The current tiered-write-back preset should not be confused with a future broader multi-tier GPU/CPU/SSD architecture.

This does not erase the semantic differences between presets. For example, sliding-window-ring-buffer deliberately preserves only a bounded recent history under a drop-oldest eviction policy; it is not a transparent substitute for the full-history strategies. The matrix still keeps the shape explicit so future presets and richer bounded window variants can compose cleanly.

Cache lifecycle

Cache lifecycle is intentionally treated as a separate axis:

  • runtime-scoped
  • persistent

Current default behavior is still runtime-scoped, but persistent is now an explicit implemented mode.

That means oLLM can now distinguish between:

  • within-runtime reuse
  • explicit persistent reuse across later runs under a lifecycle-aware, model/backend-scoped cache root

This distinction matters because cross-run persistence adds separate concerns:

  • cache identity and invalidation
  • schema compatibility
  • partial-write recovery
  • retention / GC
  • multi-process coordination
  • benchmark truth for cold versus warm starts

Adaptation mode

Adaptation mode is also scaffolded explicitly:

  • disabled
  • observe-only
  • automatic

Current behavior now supports observe-only recommendation rules. The runtime can emit a truthful recommendation from current KV state, but it does not yet switch KV strategies live.

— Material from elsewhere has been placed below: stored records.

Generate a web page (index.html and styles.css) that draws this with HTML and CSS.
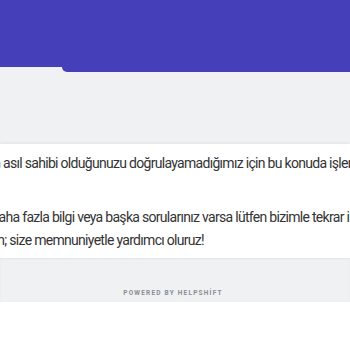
FILE: index.html
```html
<!DOCTYPE html>
<html lang="tr">
<head>
    <meta charset="UTF-8">
    <meta name="viewport" content="width=device-width, initial-scale=1.0">
    <title>Yardım</title>
    <link rel="stylesheet" href="styles.css">
</head>
<body>
    <!-- Header band -->
    <div class="masthead">
        <header class="top-bar"></header>
        <div class="top-tab"></div>
    </div>

    <main class="page">
        <section class="answer-card">
            <div class="answer-body">
                <p class="line">Sizin asıl sahibi olduğunuzu doğrulayamadığımız için bu konuda işlem yapamıyoruz.</p>
                <p class="para">
                    <span class="line">Ve daha fazla bilgi veya başka sorularınız varsa lütfen bizimle tekrar iletişime</span>
                    <span class="line">geçin; size memnuniyetle yardımcı oluruz!</span>
                </p>
            </div>
        </section>
    </main>

    <footer class="powered">
        <p>Powered by Helpshift</p>
    </footer>
</body>
</html>
```

FILE: styles.css
```css
/* Base */
body {
    margin: 0;
    padding: 0;
    background-color: #ffffff;
    font-family: Roboto, "Liberation Sans", sans-serif;
    color: #333333;
    overflow: hidden;
}

/* Header */
.masthead {
    background-color: #f0f1f3;
}

.top-bar {
    height: 67px;
    background-color: #4540b9;
}

.top-tab {
    height: 5px;
    margin-left: 62px;
    background-color: #4540b9;
    border-bottom-left-radius: 6px;
}

.page {
    background-color: #f0f1f3;
    padding-top: 72px;
}

/* Card */
.answer-card {
    background: white;
    box-shadow: 0 -1px 3px rgba(0, 0, 0, 0.06);
    padding: 8px 0 6px;
}

.answer-body {
    margin-left: -26px;
    font-size: 14px;
    letter-spacing: -0.7px;
    line-height: 23px;
}

.answer-body .line {
    display: block;
    white-space: nowrap;
    margin: 0;
}

.answer-body .para {
    margin: 31px 0 0;
}

/* Footer */
.powered {
    background-color: #f0f1f3;
    height: 44px;
    box-shadow: inset 0 1px 2px rgba(0, 0, 0, 0.05);
    display: flex;
    align-items: flex-end;
    justify-content: center;
}

.powered p {
    margin: 0 0 5px -4px;
    font-size: 6.5px;
    font-weight: bold;
    letter-spacing: 1.2px;
    text-transform: uppercase;
    color: #8a8c92;
}
```
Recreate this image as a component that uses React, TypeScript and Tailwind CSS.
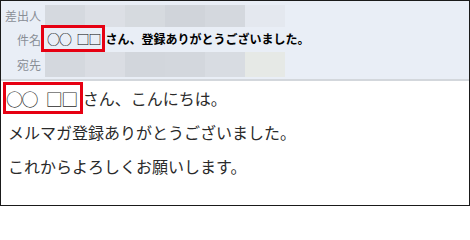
import React from "react";

const row1 = ["#d5d9df", "#dcdfe5", "#d6dadf", "#d0d4da", "#d4d8de", "#e4e8ef"];
const row3 = ["#d4d8de", "#dadde3", "#d2d6dc", "#d3d7dd", "#d8dce2", "#e6e9e6"];

function Blocks({ colors }: { colors: string[] }) {
  return (
    <div className="flex h-full">
      {colors.map((c, i) => (
        <div key={i} className="w-[40px] h-full" style={{ backgroundColor: c }} />
      ))}
    </div>
  );
}

export default function App() {
  const font = { fontFamily: '"Noto Sans CJK JP", "Noto Sans", sans-serif' };
  return (
    <div
      className="w-[470px] h-[206px] border border-[#1a1a1a] bg-white overflow-hidden flex flex-col"
      style={font}
    >
      <div className="bg-[#e9eef6] border-b-2 border-[#d3d7dc] pt-[4px] pb-[2px] flex flex-col">
        <div className="flex h-[22px] items-center">
          <div className="w-[40px] text-right text-[12px] text-[#8a8f96] leading-none">差出人</div>
          <div className="ml-[4px] h-full">
            <Blocks colors={row1} />
          </div>
        </div>
        <div className="flex h-[25px] items-end">
          <div className="w-[40px] self-center text-right text-[12px] text-[#8a8f96] leading-none">件名</div>
          <div className="flex items-center h-[27px]">
            <span className="h-full flex items-center border-[3px] border-[#e60012] pl-[3px] pr-[2px] text-[13px] tracking-[-1px] font-normal text-black leading-none whitespace-pre [word-spacing:3.5px]">
              ○○ □□
            </span>
            <span className="text-[12px] font-bold text-black leading-none">さん、登録ありがとうございました。</span>
          </div>
        </div>
        <div className="flex h-[25px] items-center">
          <div className="w-[40px] text-right text-[12px] text-[#8a8f96] leading-none">宛先</div>
          <div className="ml-[4px] h-full">
            <Blocks colors={row3} />
          </div>
        </div>
      </div>
      <div className="flex flex-col text-[16px] text-[#2a2a2a] leading-none">
        <div className="h-[34px] flex items-center pl-[2px]">
          <span className="h-[32px] flex items-center border-[3px] border-[#e60012] pl-0 pr-[3px] text-[17px] tracking-[-1.5px] whitespace-pre [word-spacing:6.5px]">
            ○○ □□
          </span>
          <span>さん、こんにちは。</span>
        </div>
        <div className="h-[34px] flex items-center pl-[7px]">メルマガ登録ありがとうございました。</div>
        <div className="h-[34px] flex items-center pl-[7px]">これからよろしくお願いします。</div>
      </div>
    </div>
  );
}
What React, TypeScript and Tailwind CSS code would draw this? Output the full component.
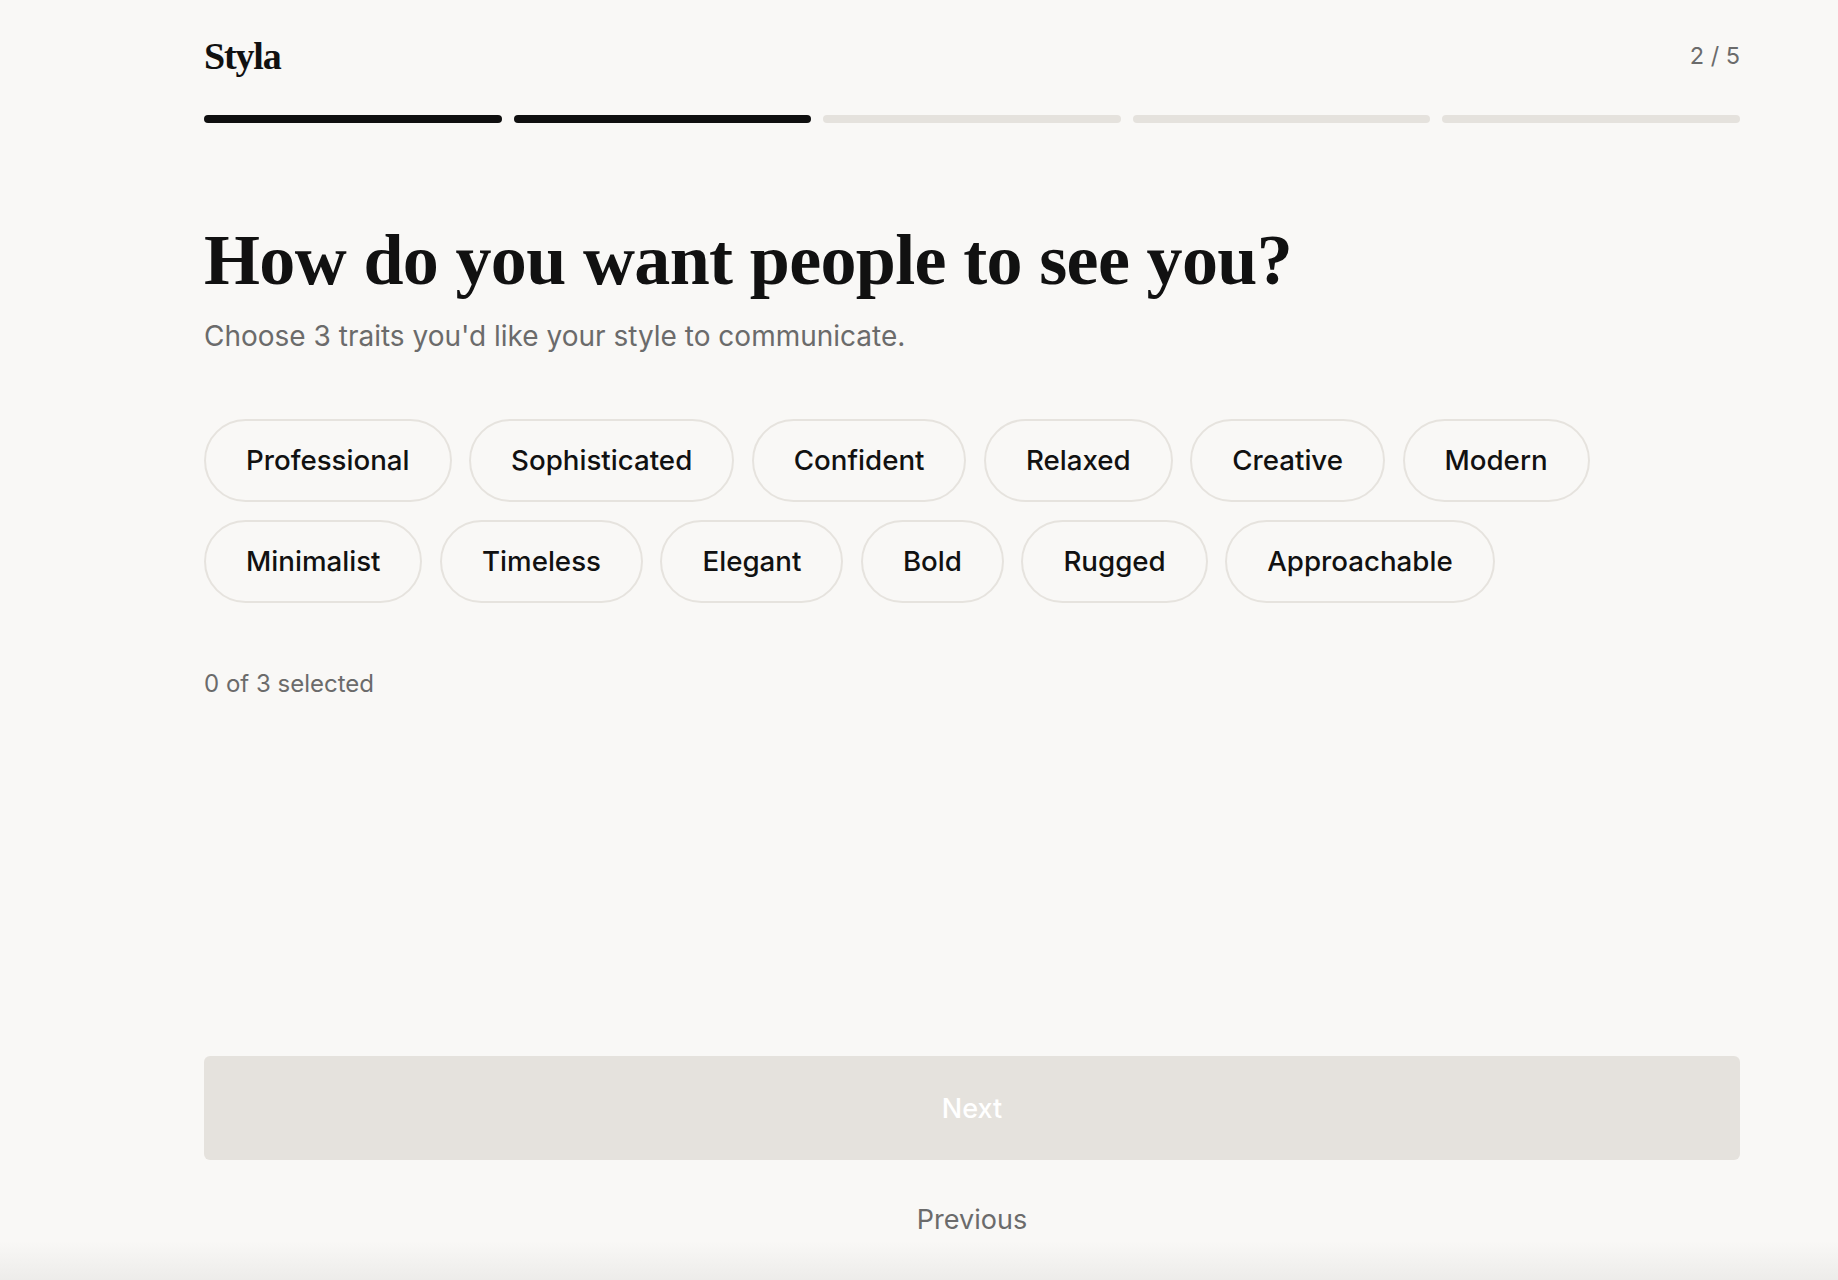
import { useState } from "react";

const traits = [
  "Professional",
  "Sophisticated",
  "Confident",
  "Relaxed",
  "Creative",
  "Modern",
  "Minimalist",
  "Timeless",
  "Elegant",
  "Bold",
  "Rugged",
  "Approachable",
];

const steps = [true, true, false, false, false];

const App = () => {
  const [selected, setSelected] = useState<string[]>([]);

  const toggle = (trait: string) => {
    setSelected((prev) => {
      if (prev.includes(trait)) return prev.filter((t) => t !== trait);
      if (prev.length >= 3) return prev;
      return [...prev, trait];
    });
  };

  const ready = selected.length === 3;

  return (
    <div className="flex h-[1280px] flex-col bg-[#f9f8f6] font-['Inter','Liberation_Sans',sans-serif] text-[#111111]">
      <div className="flex flex-1 flex-col pl-[204px] pr-[98px]">
        {/* Header */}
        <header className="flex items-center justify-between pt-[37px]">
          <span className="font-['Liberation_Serif',serif] text-[38px] font-bold leading-[38px] tracking-[-0.03em]">
            Styla
          </span>
          <span className="text-[23.5px] leading-none text-[#6b6b6b]">2 / 5</span>
        </header>

        {/* Progress */}
        <div className="mt-10 flex gap-3">
          {steps.map((done, i) => (
            <div
              key={i}
              className={`h-2 flex-1 rounded-full ${done ? "bg-[#0f0f0f]" : "bg-[#e5e2dd]"}`}
            />
          ))}
        </div>

        {/* Question */}
        <h1 className="mt-[101px] font-['Liberation_Serif',serif] text-[72px] font-bold leading-none tracking-[-0.009em]">
          How do you want people to see you?
        </h1>
        <p className="mt-5 text-[28px] leading-[40px] text-[#6b6b6b]">
          Choose 3 traits you'd like your style to communicate.
        </p>

        <div className="mt-[63px] flex flex-wrap gap-x-[17.5px] gap-y-[17.5px]">
          {traits.map((trait) => {
            const on = selected.includes(trait);
            return (
              <button
                key={trait}
                onClick={() => toggle(trait)}
                className={`rounded-full border-2 px-10 py-[18px] text-[27.7px] font-medium leading-[43px] ${
                  on
                    ? "border-[#0f0f0f] bg-[#0f0f0f] text-white"
                    : "border-[#e6e3de] bg-transparent text-[#111111]"
                }`}
              >
                {trait}
              </button>
            );
          })}
        </div>

        <p className="mt-[63px] text-[24px] leading-9 text-[#6b6b6b]">
          {selected.length} of 3 selected
        </p>

        {/* Footer actions */}
        <div className="mt-auto flex flex-col items-center gap-10 pb-px">
          <button
            disabled={!ready}
            className={`h-[104px] w-full rounded-md text-[27px] font-medium leading-[40px] text-white ${
              ready ? "bg-[#0f0f0f]" : "bg-[#e5e2dd]"
            }`}
          >
            <span className="relative top-px">Next</span>
          </button>
          <button className="text-[27px] leading-[40px] text-[#6b6b6b]">Previous</button>
        </div>
      </div>
      <div className="h-[39px] shrink-0 bg-gradient-to-b from-[#f9f8f6] to-[#edecea]" />
    </div>
  );
};

export default App;
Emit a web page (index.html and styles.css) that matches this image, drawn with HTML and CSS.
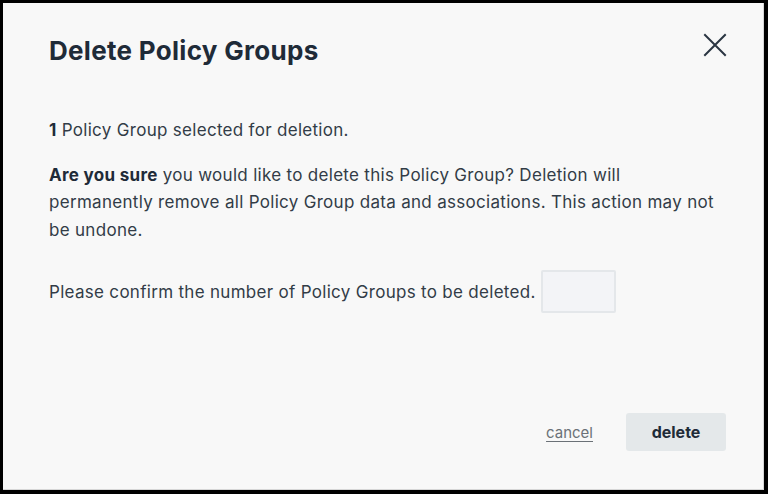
FILE: index.html
```html
<!DOCTYPE html>
<html>
<head>
<meta charset="utf-8">
<link rel="stylesheet" href="styles.css">
</head>
<body>
<div class="dialog">
  <div class="header">
    <h1 class="title">Delete Policy Groups</h1>
    <button class="close" aria-label="close">
      <svg width="24" height="24" viewBox="0 0 24 24"><path d="M2 2 L22 22 M22 2 L2 22" stroke="#2a3542" stroke-width="2" fill="none" stroke-linecap="square"/></svg>
    </button>
  </div>
  <div class="body">
    <p class="para"><strong>1</strong> Policy Group selected for deletion.</p>
    <p class="para"><strong>Are you sure</strong> you would like to delete this Policy Group? Deletion will permanently remove all Policy Group data and associations. This action may not be undone.</p>
    <div class="confirm">
      <span>Please confirm the number of Policy Groups to be deleted.</span>
      <input class="count" type="text">
    </div>
  </div>
  <div class="footer">
    <a class="cancel" href="#">cancel</a>
    <button class="delete">delete</button>
  </div>
</div>
</body>
</html>
```

FILE: styles.css
```css
html, body {
  margin: 0;
  padding: 0;
  background: #000;
  height: 100%;
}
body {
  font-family: Inter, "Noto Sans", sans-serif;
  color: #323c47;
}
.dialog {
  box-sizing: border-box;
  margin: 3px 4px 0 3px;
  height: 487px;
  background: #f8f8f8;
  border-bottom: 1px solid #d6d6d6;
  border-right: 1px solid #d6d6d6;
  padding: 30px 37px 0 46px;
  display: flex;
  flex-direction: column;
}
.header {
  display: flex;
  justify-content: space-between;
  align-items: flex-start;
}
.title {
  margin: 0;
  font-size: 26px;
  line-height: 36px;
  font-weight: 700;
  color: #1f2b38;
  letter-spacing: 0.3px;
}
.close {
  border: 0;
  background: none;
  padding: 0;
  margin-top: 0;
  margin-right: -1px;
  width: 24px;
  height: 24px;
  cursor: pointer;
}
.close svg { display: block; }
.body {
  padding-top: 48px;
  padding-right: 2px;
}
.para {
  margin: 0 0 17px;
  font-size: 17px;
  line-height: 27.5px;
  letter-spacing: 0.3px;
}
.para strong { font-weight: 700; color: #1f2b38; }
.confirm {
  margin-top: 26px;
  display: flex;
  align-items: center;
  gap: 5px;
  font-size: 17px;
  line-height: 28px;
  letter-spacing: 0.3px;
}
.count {
  box-sizing: border-box;
  width: 75px;
  height: 43px;
  background: #f3f4f7;
  border: 2px solid #e4e7ea;
  border-radius: 2px;
  outline: none;
}
.footer {
  margin-top: auto;
  margin-bottom: 38px;
  display: flex;
  justify-content: flex-end;
  align-items: center;
  gap: 33px;
}
.cancel {
  font-size: 15px;
  color: #6b7177;
  text-decoration: underline;
  text-underline-offset: 3px;
}
.delete {
  width: 100px;
  height: 38px;
  border: 0;
  border-radius: 3px;
  background: #e4e8ea;
  font-family: Inter, sans-serif;
  font-size: 16px;
  font-weight: 700;
  color: #1f2b38;
}
```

The intended progression is:

  1. report signals
  2. make observe-only recommendations
  3. prove the recommendation loop against benchmarks and repeated-session runs
  4. only then enable real automatic policy changes

Strategy selector

The repo now also has a deterministic pre-run strategy selector above the explicit presets.

Current selector profiles are:

  • balanced
  • latency
  • capacity
  • bounded-window

Current selector-default candidates are intentionally conservative:

  • paged
  • resident
  • quantized-cold-tier

The following presets remain explicit opt-in or pinned overrides:

  • sliding-window-ring-buffer
  • streamed-segmented
  • log-structured-journal
  • tiered-write-back

This selector is separate from kv_cache_adaptation_mode.

  • selector: chooses the initial strategy before runtime execution
  • adaptation mode: emits observe-only recommendations or future live changes from current KV state

Resident-state observability

The in-process resident KV snapshot is now treated as a first-class observable part of cache state, not just an implementation detail.

Current reporting now has room to distinguish:

  • persisted state
  • resident in-process state
  • hot/pending tails
  • bounded-window limits and eviction totals
  • cold-tier representation when the persisted encoding is quantized

That matters because resident reuse can improve request behavior without showing up as persisted on-disk KV activity.

Near-term intent

This scaffold is meant to support the next wave of work:

  • paged persistence
  • quantized cold tiers
  • a future page-aware GPU / CPU / SSD tiered architecture
  • observe-only adaptation recommendations
  • stronger persistent lifecycle reuse and retention policy

The important rule is: add new behavior by filling in these axes, not by letting one preset label absorb unrelated semantics forever.